# Exercise aim
Every line that holds "this" should be shown.
================
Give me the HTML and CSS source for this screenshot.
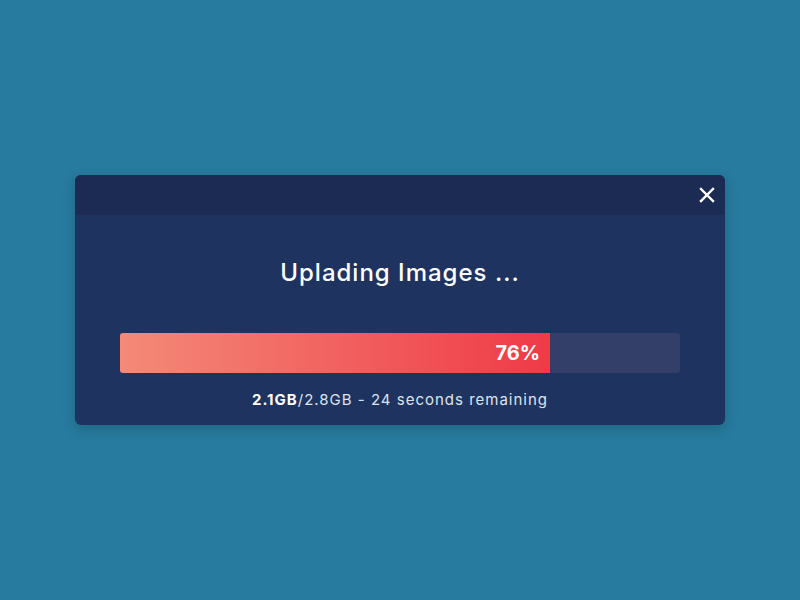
FILE: index.html
```html
<!DOCTYPE html>
<html lang="en">
<head>
    <meta charset="UTF-8">
    <meta name="viewport" content="width=device-width, initial-scale=1.0">
    <title>upload</title>
    <link rel="stylesheet" href="styles.css">
</head>
<body>

    <div class="dialog">
        <div class="dialog-head">
            <button class="close" aria-label="close">
                <svg width="16" height="16" viewBox="0 0 16 16">
                    <path d="M2 2 L14 14 M14 2 L2 14" stroke="#fff" stroke-width="2.4" stroke-linecap="square"/>
                </svg>
            </button>
        </div>
        <div class="dialog-body">
            <h1 class="title">Uplading Images ...</h1>
            <div class="track">
                <div class="fill" style="width: 76.8%">76%</div>
            </div>
            <p class="info"><b>2.1GB</b>/2.8GB - 24 seconds remaining</p>
        </div>
    </div>

</body>
</html>
```

FILE: styles.css
```css
body {
    font-family: Inter, "Open Sans", "Liberation Sans", sans-serif;
    display: flex;
    justify-content: center;
    align-items: center;
    height: 100vh;
    margin: 0;
    background-color: #277b9f;
}
.dialog {
    width: 650px;
    height: 250px;
    border-radius: 6px;
    overflow: hidden;
    background-color: #1e335f;
    box-shadow: 0 4px 14px rgba(0, 0, 0, 0.18);
}
.dialog-head {
    height: 40px;
    background-color: #1b2b54;
    display: flex;
    justify-content: flex-end;
    align-items: center;
    padding-right: 9px;
}
.close {
    background: none;
    border: 0;
    padding: 0;
    width: 18px;
    height: 18px;
    display: flex;
    align-items: center;
    justify-content: center;
}
.dialog-body {
    padding: 0 45px;
    display: flex;
    flex-direction: column;
    align-items: center;
}
.title {
    color: #fff;
    font-size: 24px;
    font-weight: 500;
    letter-spacing: 1px;
    margin: 43px 0 0;
    line-height: 30px;
}
.track {
    width: 560px;
    height: 40px;
    margin-top: 45px;
    border-radius: 3px;
    background-color: #343f69;
    overflow: hidden;
}
.fill {
    height: 100%;
    background: linear-gradient(to right, #f48a78, #ef3a47);
    color: #fff;
    font-weight: 700;
    font-size: 20px;
    display: flex;
    align-items: center;
    justify-content: flex-end;
    padding-right: 10px;
    box-sizing: border-box;
}
.info {
    color: #dfe3ee;
    font-size: 15px;
    letter-spacing: 1px;
    margin: 17px 0 0;
}
.info b {
    color: #fff;
}
```
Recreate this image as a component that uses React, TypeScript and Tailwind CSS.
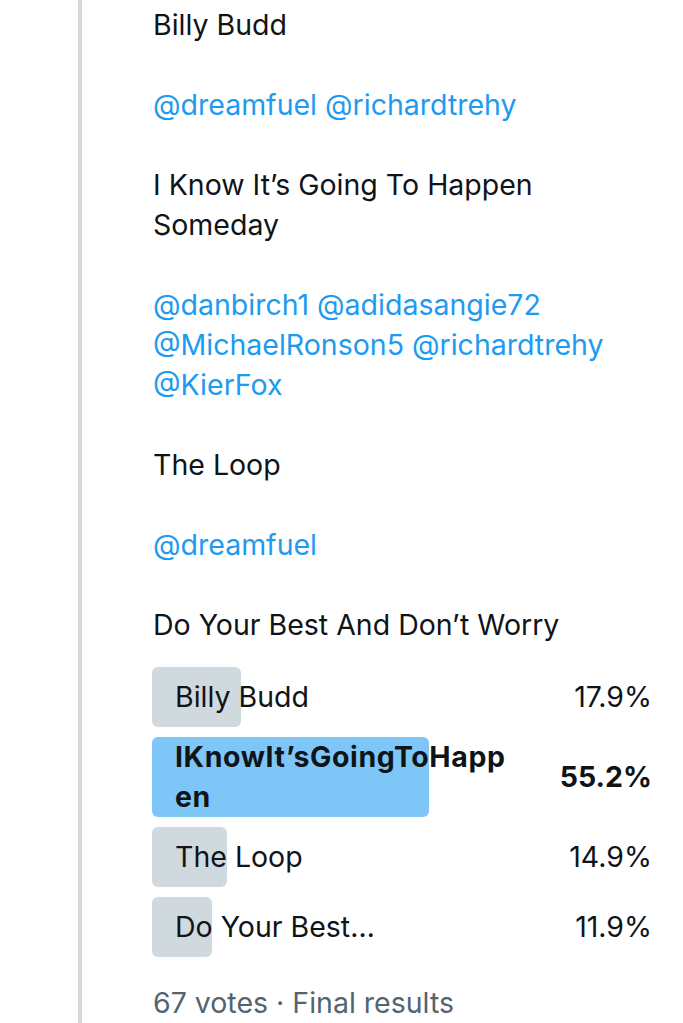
================
# Task response
Give me the HTML and CSS source for this screenshot.
Recreate this image as a component that uses React, TypeScript and Tailwind CSS.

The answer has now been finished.